--- Start of DATASET SECTION ---

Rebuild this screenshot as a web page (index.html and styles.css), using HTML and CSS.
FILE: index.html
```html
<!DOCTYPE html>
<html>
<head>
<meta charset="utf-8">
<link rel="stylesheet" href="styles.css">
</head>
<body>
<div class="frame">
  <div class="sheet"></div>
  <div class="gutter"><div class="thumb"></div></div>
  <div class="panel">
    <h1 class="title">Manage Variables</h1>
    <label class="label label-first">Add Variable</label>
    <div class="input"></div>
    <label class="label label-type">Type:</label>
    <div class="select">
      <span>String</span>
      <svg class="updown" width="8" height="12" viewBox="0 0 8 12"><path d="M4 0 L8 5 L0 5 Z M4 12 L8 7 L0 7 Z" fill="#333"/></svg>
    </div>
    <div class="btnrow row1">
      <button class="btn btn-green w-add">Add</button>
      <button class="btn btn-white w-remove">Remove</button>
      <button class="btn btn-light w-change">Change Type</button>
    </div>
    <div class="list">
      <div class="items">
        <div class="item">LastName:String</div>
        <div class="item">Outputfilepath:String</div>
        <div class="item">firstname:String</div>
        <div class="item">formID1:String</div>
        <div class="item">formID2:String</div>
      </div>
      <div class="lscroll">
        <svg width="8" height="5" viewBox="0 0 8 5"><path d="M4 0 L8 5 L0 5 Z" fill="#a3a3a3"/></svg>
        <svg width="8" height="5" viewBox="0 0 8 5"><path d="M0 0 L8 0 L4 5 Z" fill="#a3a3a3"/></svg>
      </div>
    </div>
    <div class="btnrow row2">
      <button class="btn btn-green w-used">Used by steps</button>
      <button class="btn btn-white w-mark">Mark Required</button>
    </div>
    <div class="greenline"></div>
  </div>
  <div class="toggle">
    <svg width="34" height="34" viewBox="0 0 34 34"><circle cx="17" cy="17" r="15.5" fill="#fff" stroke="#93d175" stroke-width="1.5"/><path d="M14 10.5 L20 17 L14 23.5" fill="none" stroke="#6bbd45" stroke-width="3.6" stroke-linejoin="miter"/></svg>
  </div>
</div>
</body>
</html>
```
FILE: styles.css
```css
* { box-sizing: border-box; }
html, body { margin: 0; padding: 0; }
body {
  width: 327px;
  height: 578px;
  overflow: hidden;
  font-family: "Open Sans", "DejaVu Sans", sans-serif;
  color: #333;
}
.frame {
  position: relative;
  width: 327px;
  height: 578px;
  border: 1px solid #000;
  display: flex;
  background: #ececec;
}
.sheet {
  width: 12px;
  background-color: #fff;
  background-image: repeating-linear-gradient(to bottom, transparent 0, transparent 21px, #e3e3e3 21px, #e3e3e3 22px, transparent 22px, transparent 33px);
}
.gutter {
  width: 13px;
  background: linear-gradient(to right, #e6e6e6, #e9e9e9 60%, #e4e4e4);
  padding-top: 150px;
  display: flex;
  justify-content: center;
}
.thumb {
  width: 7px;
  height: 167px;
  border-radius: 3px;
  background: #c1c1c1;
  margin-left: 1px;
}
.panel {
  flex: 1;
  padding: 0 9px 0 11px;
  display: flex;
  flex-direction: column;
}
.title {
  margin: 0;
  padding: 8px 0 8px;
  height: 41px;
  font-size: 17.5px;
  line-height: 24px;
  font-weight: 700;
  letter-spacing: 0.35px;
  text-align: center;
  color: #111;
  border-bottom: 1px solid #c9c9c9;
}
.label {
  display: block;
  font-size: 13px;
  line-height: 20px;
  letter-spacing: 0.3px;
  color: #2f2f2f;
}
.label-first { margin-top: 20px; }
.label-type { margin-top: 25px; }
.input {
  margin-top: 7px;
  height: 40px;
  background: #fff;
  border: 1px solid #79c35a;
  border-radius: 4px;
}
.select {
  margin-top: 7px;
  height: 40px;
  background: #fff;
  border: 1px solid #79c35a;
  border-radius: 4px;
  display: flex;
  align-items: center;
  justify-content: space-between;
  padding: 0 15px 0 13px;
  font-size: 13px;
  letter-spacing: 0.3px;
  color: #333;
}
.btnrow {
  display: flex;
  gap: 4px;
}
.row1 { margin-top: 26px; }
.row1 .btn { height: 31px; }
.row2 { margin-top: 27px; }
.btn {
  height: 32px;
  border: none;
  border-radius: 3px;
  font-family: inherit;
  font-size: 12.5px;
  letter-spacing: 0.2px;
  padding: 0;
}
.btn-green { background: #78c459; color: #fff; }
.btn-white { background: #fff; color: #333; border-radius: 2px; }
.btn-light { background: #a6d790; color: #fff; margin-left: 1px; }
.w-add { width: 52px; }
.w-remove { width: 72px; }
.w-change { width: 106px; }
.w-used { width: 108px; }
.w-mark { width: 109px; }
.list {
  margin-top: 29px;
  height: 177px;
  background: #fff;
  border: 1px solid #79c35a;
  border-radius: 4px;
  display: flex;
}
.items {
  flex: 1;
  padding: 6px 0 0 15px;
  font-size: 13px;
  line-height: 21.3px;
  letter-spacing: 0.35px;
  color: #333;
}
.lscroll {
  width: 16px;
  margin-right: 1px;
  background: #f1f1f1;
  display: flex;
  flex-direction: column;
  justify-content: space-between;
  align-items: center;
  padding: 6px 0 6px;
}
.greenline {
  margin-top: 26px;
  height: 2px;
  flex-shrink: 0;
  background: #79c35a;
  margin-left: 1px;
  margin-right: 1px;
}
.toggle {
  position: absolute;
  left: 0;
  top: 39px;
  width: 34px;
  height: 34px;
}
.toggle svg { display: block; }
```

--- End of DATASET SECTION ---

* YOUR INSTRUCTIONS
Please repeat the listing exactly, with nothing left out.

* ANSWER TO THIS TASK
Rebuild this screenshot as a web page (index.html and styles.css), using HTML and CSS.
FILE: index.html
```html
<!DOCTYPE html>
<html>
<head>
<meta charset="utf-8">
<link rel="stylesheet" href="styles.css">
</head>
<body>
<div class="frame">
  <div class="sheet"></div>
  <div class="gutter"><div class="thumb"></div></div>
  <div class="panel">
    <h1 class="title">Manage Variables</h1>
    <label class="label label-first">Add Variable</label>
    <div class="input"></div>
    <label class="label label-type">Type:</label>
    <div class="select">
      <span>String</span>
      <svg class="updown" width="8" height="12" viewBox="0 0 8 12"><path d="M4 0 L8 5 L0 5 Z M4 12 L8 7 L0 7 Z" fill="#333"/></svg>
    </div>
    <div class="btnrow row1">
      <button class="btn btn-green w-add">Add</button>
      <button class="btn btn-white w-remove">Remove</button>
      <button class="btn btn-light w-change">Change Type</button>
    </div>
    <div class="list">
      <div class="items">
        <div class="item">LastName:String</div>
        <div class="item">Outputfilepath:String</div>
        <div class="item">firstname:String</div>
        <div class="item">formID1:String</div>
        <div class="item">formID2:String</div>
      </div>
      <div class="lscroll">
        <svg width="8" height="5" viewBox="0 0 8 5"><path d="M4 0 L8 5 L0 5 Z" fill="#a3a3a3"/></svg>
        <svg width="8" height="5" viewBox="0 0 8 5"><path d="M0 0 L8 0 L4 5 Z" fill="#a3a3a3"/></svg>
      </div>
    </div>
    <div class="btnrow row2">
      <button class="btn btn-green w-used">Used by steps</button>
      <button class="btn btn-white w-mark">Mark Required</button>
    </div>
    <div class="greenline"></div>
  </div>
  <div class="toggle">
    <svg width="34" height="34" viewBox="0 0 34 34"><circle cx="17" cy="17" r="15.5" fill="#fff" stroke="#93d175" stroke-width="1.5"/><path d="M14 10.5 L20 17 L14 23.5" fill="none" stroke="#6bbd45" stroke-width="3.6" stroke-linejoin="miter"/></svg>
  </div>
</div>
</body>
</html>
```
FILE: styles.css
```css
* { box-sizing: border-box; }
html, body { margin: 0; padding: 0; }
body {
  width: 327px;
  height: 578px;
  overflow: hidden;
  font-family: "Open Sans", "DejaVu Sans", sans-serif;
  color: #333;
}
.frame {
  position: relative;
  width: 327px;
  height: 578px;
  border: 1px solid #000;
  display: flex;
  background: #ececec;
}
.sheet {
  width: 12px;
  background-color: #fff;
  background-image: repeating-linear-gradient(to bottom, transparent 0, transparent 21px, #e3e3e3 21px, #e3e3e3 22px, transparent 22px, transparent 33px);
}
.gutter {
  width: 13px;
  background: linear-gradient(to right, #e6e6e6, #e9e9e9 60%, #e4e4e4);
  padding-top: 150px;
  display: flex;
  justify-content: center;
}
.thumb {
  width: 7px;
  height: 167px;
  border-radius: 3px;
  background: #c1c1c1;
  margin-left: 1px;
}
.panel {
  flex: 1;
  padding: 0 9px 0 11px;
  display: flex;
  flex-direction: column;
}
.title {
  margin: 0;
  padding: 8px 0 8px;
  height: 41px;
  font-size: 17.5px;
  line-height: 24px;
  font-weight: 700;
  letter-spacing: 0.35px;
  text-align: center;
  color: #111;
  border-bottom: 1px solid #c9c9c9;
}
.label {
  display: block;
  font-size: 13px;
  line-height: 20px;
  letter-spacing: 0.3px;
  color: #2f2f2f;
}
.label-first { margin-top: 20px; }
.label-type { margin-top: 25px; }
.input {
  margin-top: 7px;
  height: 40px;
  background: #fff;
  border: 1px solid #79c35a;
  border-radius: 4px;
}
.select {
  margin-top: 7px;
  height: 40px;
  background: #fff;
  border: 1px solid #79c35a;
  border-radius: 4px;
  display: flex;
  align-items: center;
  justify-content: space-between;
  padding: 0 15px 0 13px;
  font-size: 13px;
  letter-spacing: 0.3px;
  color: #333;
}
.btnrow {
  display: flex;
  gap: 4px;
}
.row1 { margin-top: 26px; }
.row1 .btn { height: 31px; }
.row2 { margin-top: 27px; }
.btn {
  height: 32px;
  border: none;
  border-radius: 3px;
  font-family: inherit;
  font-size: 12.5px;
  letter-spacing: 0.2px;
  padding: 0;
}
.btn-green { background: #78c459; color: #fff; }
.btn-white { background: #fff; color: #333; border-radius: 2px; }
.btn-light { background: #a6d790; color: #fff; margin-left: 1px; }
.w-add { width: 52px; }
.w-remove { width: 72px; }
.w-change { width: 106px; }
.w-used { width: 108px; }
.w-mark { width: 109px; }
.list {
  margin-top: 29px;
  height: 177px;
  background: #fff;
  border: 1px solid #79c35a;
  border-radius: 4px;
  display: flex;
}
.items {
  flex: 1;
  padding: 6px 0 0 15px;
  font-size: 13px;
  line-height: 21.3px;
  letter-spacing: 0.35px;
  color: #333;
}
.lscroll {
  width: 16px;
  margin-right: 1px;
  background: #f1f1f1;
  display: flex;
  flex-direction: column;
  justify-content: space-between;
  align-items: center;
  padding: 6px 0 6px;
}
.greenline {
  margin-top: 26px;
  height: 2px;
  flex-shrink: 0;
  background: #79c35a;
  margin-left: 1px;
  margin-right: 1px;
}
.toggle {
  position: absolute;
  left: 0;
  top: 39px;
  width: 34px;
  height: 34px;
}
.toggle svg { display: block; }
```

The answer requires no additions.